How many lines of these entries include the string "would"? State the number alone.

★ ★ ★ ★

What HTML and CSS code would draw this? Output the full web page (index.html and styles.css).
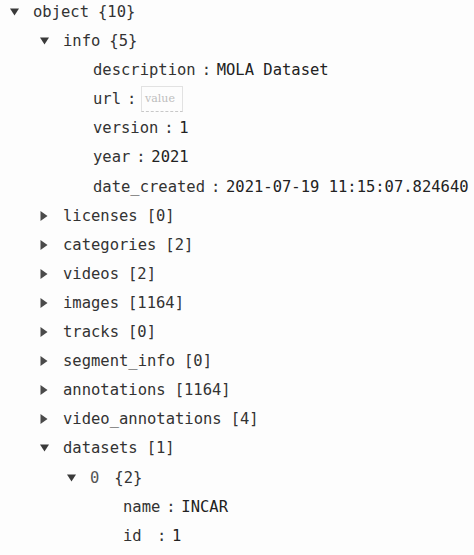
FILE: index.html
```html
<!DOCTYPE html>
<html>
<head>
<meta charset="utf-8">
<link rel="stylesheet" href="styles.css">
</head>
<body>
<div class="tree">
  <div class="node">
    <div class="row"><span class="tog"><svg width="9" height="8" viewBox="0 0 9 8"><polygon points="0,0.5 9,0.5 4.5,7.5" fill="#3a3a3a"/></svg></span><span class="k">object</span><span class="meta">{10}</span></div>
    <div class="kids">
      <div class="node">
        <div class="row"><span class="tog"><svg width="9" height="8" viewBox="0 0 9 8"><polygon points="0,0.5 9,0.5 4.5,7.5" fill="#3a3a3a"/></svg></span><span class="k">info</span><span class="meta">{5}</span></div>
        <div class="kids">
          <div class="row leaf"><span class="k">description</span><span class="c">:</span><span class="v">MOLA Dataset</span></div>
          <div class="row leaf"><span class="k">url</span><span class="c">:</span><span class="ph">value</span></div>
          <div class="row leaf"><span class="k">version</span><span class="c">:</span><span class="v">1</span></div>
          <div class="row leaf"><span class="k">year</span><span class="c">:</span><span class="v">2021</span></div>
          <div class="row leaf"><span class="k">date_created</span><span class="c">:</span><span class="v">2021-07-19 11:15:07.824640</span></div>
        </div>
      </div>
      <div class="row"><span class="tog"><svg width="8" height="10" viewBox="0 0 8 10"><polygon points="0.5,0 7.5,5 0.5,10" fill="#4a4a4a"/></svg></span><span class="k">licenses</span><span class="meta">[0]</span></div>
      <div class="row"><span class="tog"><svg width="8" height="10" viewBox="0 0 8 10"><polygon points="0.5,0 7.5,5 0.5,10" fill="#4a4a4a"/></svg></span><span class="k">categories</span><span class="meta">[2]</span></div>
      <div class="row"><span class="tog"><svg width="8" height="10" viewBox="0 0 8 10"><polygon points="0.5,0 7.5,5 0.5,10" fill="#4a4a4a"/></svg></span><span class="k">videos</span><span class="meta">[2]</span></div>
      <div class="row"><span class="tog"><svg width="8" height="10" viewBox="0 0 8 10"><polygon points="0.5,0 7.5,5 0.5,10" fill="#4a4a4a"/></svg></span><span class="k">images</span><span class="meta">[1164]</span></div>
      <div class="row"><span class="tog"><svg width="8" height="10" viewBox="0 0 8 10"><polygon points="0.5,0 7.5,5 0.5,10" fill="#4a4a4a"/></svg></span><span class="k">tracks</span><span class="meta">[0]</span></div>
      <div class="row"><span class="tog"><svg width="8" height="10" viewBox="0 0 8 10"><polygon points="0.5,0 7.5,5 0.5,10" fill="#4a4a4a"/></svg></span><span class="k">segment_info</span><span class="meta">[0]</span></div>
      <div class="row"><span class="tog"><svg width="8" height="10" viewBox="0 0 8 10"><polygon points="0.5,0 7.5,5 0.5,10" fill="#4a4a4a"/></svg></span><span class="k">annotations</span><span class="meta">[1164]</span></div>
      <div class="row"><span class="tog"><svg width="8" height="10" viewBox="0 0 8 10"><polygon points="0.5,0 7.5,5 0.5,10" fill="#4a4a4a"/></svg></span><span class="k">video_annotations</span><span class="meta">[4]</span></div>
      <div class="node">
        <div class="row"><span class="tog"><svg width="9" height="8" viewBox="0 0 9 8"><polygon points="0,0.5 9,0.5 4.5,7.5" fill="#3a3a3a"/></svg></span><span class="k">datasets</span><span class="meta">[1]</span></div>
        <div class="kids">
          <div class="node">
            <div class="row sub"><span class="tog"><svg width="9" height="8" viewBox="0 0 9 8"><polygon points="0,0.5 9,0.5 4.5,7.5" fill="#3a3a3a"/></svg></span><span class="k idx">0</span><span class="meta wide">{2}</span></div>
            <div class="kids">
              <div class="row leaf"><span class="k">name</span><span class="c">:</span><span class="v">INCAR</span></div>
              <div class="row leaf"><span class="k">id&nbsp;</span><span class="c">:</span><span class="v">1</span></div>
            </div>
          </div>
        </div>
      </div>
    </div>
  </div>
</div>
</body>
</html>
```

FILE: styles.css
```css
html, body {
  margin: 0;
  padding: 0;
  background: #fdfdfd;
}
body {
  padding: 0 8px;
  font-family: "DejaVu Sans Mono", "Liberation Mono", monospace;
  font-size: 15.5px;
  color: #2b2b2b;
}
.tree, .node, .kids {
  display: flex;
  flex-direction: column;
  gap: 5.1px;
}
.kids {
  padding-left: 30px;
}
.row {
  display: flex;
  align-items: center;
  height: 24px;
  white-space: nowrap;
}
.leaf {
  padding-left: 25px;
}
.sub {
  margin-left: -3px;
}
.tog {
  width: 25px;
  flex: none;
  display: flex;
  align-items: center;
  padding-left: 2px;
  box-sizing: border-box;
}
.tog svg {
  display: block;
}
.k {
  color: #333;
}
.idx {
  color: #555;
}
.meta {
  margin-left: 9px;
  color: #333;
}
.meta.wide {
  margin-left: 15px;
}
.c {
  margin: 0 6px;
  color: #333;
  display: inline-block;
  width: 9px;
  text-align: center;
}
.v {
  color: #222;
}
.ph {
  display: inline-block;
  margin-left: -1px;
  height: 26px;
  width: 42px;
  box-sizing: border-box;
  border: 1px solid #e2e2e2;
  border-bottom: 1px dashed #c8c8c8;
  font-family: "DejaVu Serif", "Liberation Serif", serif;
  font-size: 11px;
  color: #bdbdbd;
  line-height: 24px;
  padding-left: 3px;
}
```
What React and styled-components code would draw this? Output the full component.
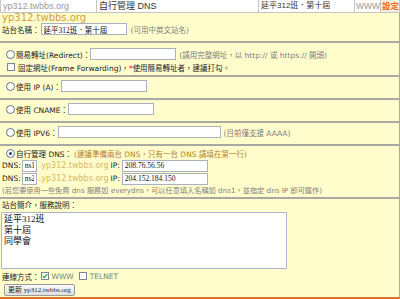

★ ★ ★ ★

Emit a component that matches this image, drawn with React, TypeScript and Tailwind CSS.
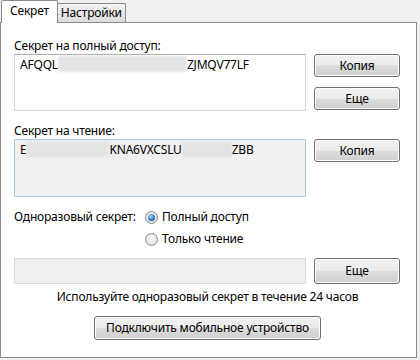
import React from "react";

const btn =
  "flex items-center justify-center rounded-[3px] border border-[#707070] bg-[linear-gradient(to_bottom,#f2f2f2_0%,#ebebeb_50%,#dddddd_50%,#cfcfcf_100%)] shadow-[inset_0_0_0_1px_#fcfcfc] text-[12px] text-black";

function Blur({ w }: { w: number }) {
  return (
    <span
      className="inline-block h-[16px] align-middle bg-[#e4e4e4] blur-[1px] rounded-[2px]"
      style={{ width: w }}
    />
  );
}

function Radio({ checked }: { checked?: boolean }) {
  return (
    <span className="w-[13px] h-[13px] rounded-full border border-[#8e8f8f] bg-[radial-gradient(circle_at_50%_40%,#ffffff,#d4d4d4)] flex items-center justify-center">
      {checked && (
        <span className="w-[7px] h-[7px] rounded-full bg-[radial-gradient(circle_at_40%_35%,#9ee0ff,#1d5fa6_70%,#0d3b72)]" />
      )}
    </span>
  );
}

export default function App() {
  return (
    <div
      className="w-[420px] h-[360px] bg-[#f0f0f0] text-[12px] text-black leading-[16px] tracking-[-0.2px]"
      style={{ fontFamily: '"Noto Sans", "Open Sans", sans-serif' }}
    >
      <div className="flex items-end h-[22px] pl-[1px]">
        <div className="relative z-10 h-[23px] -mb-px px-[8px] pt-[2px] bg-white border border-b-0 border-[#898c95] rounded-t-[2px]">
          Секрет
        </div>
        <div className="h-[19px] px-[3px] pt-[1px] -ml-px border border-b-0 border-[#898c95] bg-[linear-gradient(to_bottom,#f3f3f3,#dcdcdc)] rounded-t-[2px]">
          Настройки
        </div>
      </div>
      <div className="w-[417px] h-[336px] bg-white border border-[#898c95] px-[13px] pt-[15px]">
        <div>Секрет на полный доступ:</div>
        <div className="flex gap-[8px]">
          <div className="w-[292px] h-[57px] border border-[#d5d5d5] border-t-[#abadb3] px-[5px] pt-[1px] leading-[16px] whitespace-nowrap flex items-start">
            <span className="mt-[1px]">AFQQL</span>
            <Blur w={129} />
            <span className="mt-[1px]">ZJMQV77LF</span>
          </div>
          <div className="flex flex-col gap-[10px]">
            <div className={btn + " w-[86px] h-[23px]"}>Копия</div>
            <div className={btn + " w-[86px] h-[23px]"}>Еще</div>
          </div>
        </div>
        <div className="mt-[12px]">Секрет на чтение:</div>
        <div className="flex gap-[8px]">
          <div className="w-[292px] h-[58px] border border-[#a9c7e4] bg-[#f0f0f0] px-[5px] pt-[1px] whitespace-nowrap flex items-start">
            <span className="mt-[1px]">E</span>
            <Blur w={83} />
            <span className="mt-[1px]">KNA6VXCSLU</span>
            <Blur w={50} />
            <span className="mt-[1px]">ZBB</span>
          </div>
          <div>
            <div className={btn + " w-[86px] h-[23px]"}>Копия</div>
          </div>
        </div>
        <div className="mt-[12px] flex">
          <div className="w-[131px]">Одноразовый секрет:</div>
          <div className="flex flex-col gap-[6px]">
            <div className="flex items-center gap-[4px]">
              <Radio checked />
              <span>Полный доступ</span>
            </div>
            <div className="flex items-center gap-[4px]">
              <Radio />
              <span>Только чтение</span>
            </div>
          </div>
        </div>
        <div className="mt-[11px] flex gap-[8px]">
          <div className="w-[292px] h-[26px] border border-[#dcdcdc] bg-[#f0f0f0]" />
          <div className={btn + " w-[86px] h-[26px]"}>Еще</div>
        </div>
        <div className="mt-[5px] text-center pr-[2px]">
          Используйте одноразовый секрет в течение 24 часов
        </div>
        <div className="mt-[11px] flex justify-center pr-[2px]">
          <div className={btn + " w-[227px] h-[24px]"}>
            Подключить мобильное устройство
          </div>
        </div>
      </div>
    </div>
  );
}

★ ★ ★ ★

- **Output**: 2